28 U.S.C. § 2255(f) creates a one-year limitations period for habeas petitions filed by persons in custody pursuant to a federal court judgment. The one-year statute of limitations period begins, with exceptions not applicable here, on the date on which the judgment of conviction becomes final. 28 U.S.C. § 2255(f)(1). Here, Sims's conviction became final when the United States Supreme Court denied his petition for writ of certiorari on April 15, 2013. (DN 427.) Sims timely filed his 2255 Petition on April 14, 2014, just one day shy of the one-year time limitation. Thus, the statute of limitations period for Sims to assert this additional claim for ineffective assistance of counsel has clearly run. As such, any proposed amendment will be denied as time barred unless it "relates back" pursuant to Rule 15(c) of the Federal Rules of Civil Procedure.

Rule 15(c) states, in relevant part: "[a]n amendment to a pleading relates back to the date of the original pleading when... (B) the amendment asserts a claim or defense that arose out of the conduct, transaction or occurrence set out - or attempted to be set out - in the original pleading." Fed.R.Civ.P. 15(c)(1)(B). Mayle v. Felix, 545 U.S. 644 (2005), is instructive on the application of Rule 15(c) in the habeas context.

In Mayle, Felix filed a habeas petition on the basis that his Sixth Amendment rights were violated due to the videotaped testimony of a witness for the prosecution being admitted into evidence at trial. Id. at 651. Felix sought to add an additional claim to his petition after the one-year time limitation had passed. Specifically, Felix wanted to add a claim on the basis that the police used coercive tactics to obtain pretrial statements that were later used at trial in violation of the Fifth Amendment. Id. at 651-52. Felix argued that the Sixth Amendment and Fifth Amendment claims challenged the constitutionality of his conviction and thus arose out of the same conduct, transaction, or occurrence under Rule 15(c); therefore, the Fifth Amendment claim related back. Id. at 652. The USA objected to the addition of the Fifth Amendment claim on the ground that it was time-barred because it was a new claim raised outside of the one-year limitation period. Id. The Ninth Circuit found that the relevant "transaction" for purposes of Rule 15(c) was Felix's trial and conviction in state court. The Supreme Court granted certiorari to resolve a conflict among the Courts of Appeals on the relation back of habeas petitions. In doing so, the Supreme Court rejected the contention that same "conduct, transaction, or occurrence" should be construed to mean the same "trial, conviction, or sentence" in a habeas context. Id. at 664. Instead, the Supreme Court concluded that "[s]o long as the original and amended petitions state claims that are tied to a common core of operative facts, relation back will be in order." Id.

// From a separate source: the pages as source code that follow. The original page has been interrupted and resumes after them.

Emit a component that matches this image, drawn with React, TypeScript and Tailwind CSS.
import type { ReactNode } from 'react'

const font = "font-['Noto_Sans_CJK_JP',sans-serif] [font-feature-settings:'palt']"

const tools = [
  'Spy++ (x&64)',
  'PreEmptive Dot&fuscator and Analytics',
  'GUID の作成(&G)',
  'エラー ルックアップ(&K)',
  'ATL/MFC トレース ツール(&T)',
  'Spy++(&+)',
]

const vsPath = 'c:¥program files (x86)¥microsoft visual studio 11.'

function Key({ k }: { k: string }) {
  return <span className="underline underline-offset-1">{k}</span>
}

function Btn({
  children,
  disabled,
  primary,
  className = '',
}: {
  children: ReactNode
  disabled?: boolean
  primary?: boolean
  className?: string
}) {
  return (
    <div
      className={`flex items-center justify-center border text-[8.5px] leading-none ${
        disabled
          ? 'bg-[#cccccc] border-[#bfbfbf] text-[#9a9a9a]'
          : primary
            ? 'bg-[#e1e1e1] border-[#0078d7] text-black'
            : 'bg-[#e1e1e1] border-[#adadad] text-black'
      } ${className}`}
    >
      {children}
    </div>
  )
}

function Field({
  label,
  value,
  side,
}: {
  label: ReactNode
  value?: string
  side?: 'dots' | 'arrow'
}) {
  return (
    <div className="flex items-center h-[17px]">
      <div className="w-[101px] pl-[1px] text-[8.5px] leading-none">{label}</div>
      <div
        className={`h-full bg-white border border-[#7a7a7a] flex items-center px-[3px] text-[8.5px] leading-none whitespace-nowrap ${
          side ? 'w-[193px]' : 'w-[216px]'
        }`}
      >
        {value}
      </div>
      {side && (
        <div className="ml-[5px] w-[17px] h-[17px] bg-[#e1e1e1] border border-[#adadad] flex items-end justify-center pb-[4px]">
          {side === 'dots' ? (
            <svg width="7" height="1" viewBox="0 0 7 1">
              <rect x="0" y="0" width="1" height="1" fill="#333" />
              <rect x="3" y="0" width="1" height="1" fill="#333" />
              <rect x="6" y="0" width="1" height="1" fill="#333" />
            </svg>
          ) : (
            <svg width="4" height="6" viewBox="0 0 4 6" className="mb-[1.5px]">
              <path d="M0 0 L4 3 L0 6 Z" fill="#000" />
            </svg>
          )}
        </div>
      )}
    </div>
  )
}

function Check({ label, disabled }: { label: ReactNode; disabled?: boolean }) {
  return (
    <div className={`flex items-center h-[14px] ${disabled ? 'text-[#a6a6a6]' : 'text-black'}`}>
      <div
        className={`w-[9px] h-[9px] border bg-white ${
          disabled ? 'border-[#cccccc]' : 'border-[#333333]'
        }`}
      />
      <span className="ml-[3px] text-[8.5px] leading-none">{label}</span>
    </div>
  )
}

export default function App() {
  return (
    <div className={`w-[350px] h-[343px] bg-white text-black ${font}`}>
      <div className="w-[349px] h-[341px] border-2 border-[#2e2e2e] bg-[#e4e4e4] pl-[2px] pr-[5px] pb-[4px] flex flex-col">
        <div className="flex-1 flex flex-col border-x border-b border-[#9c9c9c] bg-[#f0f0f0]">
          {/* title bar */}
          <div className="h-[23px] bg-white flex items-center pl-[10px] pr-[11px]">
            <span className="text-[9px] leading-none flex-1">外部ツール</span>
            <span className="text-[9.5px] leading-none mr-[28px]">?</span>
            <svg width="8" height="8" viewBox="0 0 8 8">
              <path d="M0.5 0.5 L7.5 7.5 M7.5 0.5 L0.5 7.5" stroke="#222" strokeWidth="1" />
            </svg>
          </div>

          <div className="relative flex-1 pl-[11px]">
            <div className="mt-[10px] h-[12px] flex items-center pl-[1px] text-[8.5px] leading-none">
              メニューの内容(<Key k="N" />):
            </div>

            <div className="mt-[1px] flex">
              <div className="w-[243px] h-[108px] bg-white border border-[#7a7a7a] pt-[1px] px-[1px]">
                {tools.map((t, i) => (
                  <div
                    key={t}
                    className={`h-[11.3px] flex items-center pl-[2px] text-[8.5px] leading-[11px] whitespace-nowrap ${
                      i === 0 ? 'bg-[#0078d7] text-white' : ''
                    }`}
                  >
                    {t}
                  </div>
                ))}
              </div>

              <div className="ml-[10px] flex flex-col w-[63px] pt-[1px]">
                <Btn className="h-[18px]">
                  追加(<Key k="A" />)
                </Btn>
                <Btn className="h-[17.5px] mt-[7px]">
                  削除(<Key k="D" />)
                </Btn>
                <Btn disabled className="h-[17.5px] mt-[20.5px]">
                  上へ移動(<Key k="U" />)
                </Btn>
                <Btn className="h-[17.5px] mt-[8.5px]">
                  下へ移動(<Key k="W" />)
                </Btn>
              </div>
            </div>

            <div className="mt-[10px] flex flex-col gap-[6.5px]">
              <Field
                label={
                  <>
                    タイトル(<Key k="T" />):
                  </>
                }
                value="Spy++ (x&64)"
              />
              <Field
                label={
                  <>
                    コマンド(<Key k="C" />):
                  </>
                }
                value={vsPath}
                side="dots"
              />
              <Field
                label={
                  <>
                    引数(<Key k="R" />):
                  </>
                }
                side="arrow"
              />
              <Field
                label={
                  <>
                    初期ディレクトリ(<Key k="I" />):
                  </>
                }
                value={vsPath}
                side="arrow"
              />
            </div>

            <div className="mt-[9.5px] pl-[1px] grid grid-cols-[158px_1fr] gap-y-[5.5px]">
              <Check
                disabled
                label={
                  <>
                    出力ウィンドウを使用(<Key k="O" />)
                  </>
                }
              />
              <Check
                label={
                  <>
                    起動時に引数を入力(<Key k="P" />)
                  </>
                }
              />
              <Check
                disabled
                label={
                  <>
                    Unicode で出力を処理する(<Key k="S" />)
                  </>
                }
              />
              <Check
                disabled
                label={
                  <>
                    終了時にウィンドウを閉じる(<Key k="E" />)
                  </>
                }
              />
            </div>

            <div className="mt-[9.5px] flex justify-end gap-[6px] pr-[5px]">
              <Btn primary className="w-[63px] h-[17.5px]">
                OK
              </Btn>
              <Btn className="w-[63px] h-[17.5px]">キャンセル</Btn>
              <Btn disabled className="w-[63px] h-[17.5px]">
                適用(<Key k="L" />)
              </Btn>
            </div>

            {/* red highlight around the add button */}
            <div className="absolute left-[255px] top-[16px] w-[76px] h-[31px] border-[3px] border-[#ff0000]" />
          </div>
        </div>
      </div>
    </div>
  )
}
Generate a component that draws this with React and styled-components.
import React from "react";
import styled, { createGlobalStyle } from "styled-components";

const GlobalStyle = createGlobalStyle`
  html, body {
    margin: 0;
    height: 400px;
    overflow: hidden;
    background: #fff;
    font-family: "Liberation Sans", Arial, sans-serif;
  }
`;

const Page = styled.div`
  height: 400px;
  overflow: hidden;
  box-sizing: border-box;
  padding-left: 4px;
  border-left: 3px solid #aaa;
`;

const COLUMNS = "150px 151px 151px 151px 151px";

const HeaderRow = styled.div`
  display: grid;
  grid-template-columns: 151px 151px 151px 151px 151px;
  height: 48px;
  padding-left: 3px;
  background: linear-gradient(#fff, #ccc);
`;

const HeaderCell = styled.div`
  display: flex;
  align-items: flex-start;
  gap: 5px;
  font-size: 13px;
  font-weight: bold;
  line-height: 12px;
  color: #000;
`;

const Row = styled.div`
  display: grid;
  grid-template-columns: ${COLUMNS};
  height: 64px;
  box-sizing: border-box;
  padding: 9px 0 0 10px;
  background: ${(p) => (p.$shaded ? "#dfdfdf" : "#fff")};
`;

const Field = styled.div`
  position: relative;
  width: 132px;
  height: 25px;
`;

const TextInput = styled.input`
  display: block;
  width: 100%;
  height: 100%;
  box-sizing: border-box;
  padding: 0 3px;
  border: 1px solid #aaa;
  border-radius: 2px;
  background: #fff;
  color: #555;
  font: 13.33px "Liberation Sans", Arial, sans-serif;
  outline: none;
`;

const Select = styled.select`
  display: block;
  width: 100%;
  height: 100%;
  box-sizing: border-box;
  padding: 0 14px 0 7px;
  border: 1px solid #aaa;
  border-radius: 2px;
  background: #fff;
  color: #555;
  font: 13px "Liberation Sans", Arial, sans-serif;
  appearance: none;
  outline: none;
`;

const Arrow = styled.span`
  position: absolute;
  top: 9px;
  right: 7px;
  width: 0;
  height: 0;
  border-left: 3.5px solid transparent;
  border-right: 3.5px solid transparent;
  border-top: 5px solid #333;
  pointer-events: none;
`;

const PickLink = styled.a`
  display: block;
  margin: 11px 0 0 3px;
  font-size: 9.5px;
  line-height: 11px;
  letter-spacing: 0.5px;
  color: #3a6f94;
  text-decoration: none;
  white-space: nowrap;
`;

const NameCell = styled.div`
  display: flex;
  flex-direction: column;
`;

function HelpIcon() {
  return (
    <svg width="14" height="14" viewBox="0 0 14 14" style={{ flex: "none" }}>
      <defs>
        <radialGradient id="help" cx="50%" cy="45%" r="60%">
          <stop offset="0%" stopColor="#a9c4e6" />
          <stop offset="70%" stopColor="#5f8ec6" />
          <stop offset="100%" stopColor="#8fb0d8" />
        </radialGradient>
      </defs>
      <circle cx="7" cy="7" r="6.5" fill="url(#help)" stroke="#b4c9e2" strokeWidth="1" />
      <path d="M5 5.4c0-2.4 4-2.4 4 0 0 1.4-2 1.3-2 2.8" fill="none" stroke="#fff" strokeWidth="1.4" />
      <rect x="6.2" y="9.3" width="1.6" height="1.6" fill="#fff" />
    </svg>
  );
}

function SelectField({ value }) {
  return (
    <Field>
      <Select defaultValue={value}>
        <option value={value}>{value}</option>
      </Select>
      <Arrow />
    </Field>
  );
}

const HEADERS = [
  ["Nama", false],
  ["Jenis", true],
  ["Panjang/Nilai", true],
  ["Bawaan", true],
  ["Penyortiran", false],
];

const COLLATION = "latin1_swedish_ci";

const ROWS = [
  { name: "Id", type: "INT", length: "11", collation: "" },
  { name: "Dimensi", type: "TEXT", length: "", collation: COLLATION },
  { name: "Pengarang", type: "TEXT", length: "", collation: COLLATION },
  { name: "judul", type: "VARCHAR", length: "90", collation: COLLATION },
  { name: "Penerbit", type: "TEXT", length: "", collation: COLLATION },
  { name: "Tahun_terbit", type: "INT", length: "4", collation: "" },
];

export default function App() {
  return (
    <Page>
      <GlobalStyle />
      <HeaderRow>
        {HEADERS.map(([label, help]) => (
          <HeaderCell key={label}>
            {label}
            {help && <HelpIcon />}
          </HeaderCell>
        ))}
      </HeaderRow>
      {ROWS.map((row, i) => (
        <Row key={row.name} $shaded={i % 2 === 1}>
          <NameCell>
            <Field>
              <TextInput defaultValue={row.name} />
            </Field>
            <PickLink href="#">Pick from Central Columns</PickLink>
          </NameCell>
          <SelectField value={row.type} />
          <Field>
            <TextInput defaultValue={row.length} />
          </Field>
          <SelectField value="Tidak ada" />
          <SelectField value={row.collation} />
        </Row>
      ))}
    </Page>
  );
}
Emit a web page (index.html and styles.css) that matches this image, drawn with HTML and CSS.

Here, the Court finds that Sims's ineffective assistance of counsel claim appears to be based on his trial counsel's failure to move in limine to exclude mention of his alleged membership in the Black Mafia Family at trial. The basis for this claim is tied to the same common core of operative facts that support his claim for ineffective assistance of counsel for failure to object to the alleged prosecutorial misconduct - that is, the introduction of evidence in the form of testimony with respect to Sims's alleged membership in the Black Mafia Family and argument based on same. Consequently, the Court finds that Sims's ineffective assistance of counsel claim, which is based on his trial counsel's failure to file a motion in limine to exclude mention of his alleged membership in the Black Mafia Family, relates back to the common core of operative facts supporting his 2255 Petition. See, e.g., United States v. Thornton, 2012 WL 910146, at *2 (S.D. Ohio Mar. 14, 2012) ("The Court finds that the first proposed new claim meets the Mayle v. Felix standard. Both claims are about trial counsel ineffectiveness. While the theory of the two claims is different, the time when trial counsel should have acted (if he should have acted at all) is the same for both claims."). Therefore, the Court will allow Sims's ineffective assistance of counsel claim to move forward on this basis.

III. CONCLUSION

Based on the foregoing, the Motion to Amend (DN 464) is DENIED IN PART and GRANTED IN PART. To the extent Sims seeks to permission to add an ineffective assistance of counsel claim on the basis his trial attorney failed to investigate the facts set forth in Special Agent Wenther's affidavit, the Motion to Amend (DN 464) is DENIED. To the extent Sims seeks permission to add an ineffective assistance of counsel claim based on his trial attorney's failure to file a motion in limine to preclude mention of Sims's alleged membership in the Black Mafia Family at trial, the Motion to Amend (DN 464) is GRANTED.

It is FURTHER ORDERED:

The Motion to Amend (DN 464) shall be considered an amendment to the 2255 Petition (DN 428) to the extent it adds a claim for ineffective assistance of counsel based on Sims's trial attorney's failure to file a motion in limine to preclude mention of Sims's alleged membership in the Black Mafia Family at trial.

The USA may file a response only with respect to this additional ineffective assistance of counsel claim by June 19, 2015.

Appeal of this Order is subject to the terms and time limitations of Fed.R.Civ.P. 72(a) and L.R. 72.2.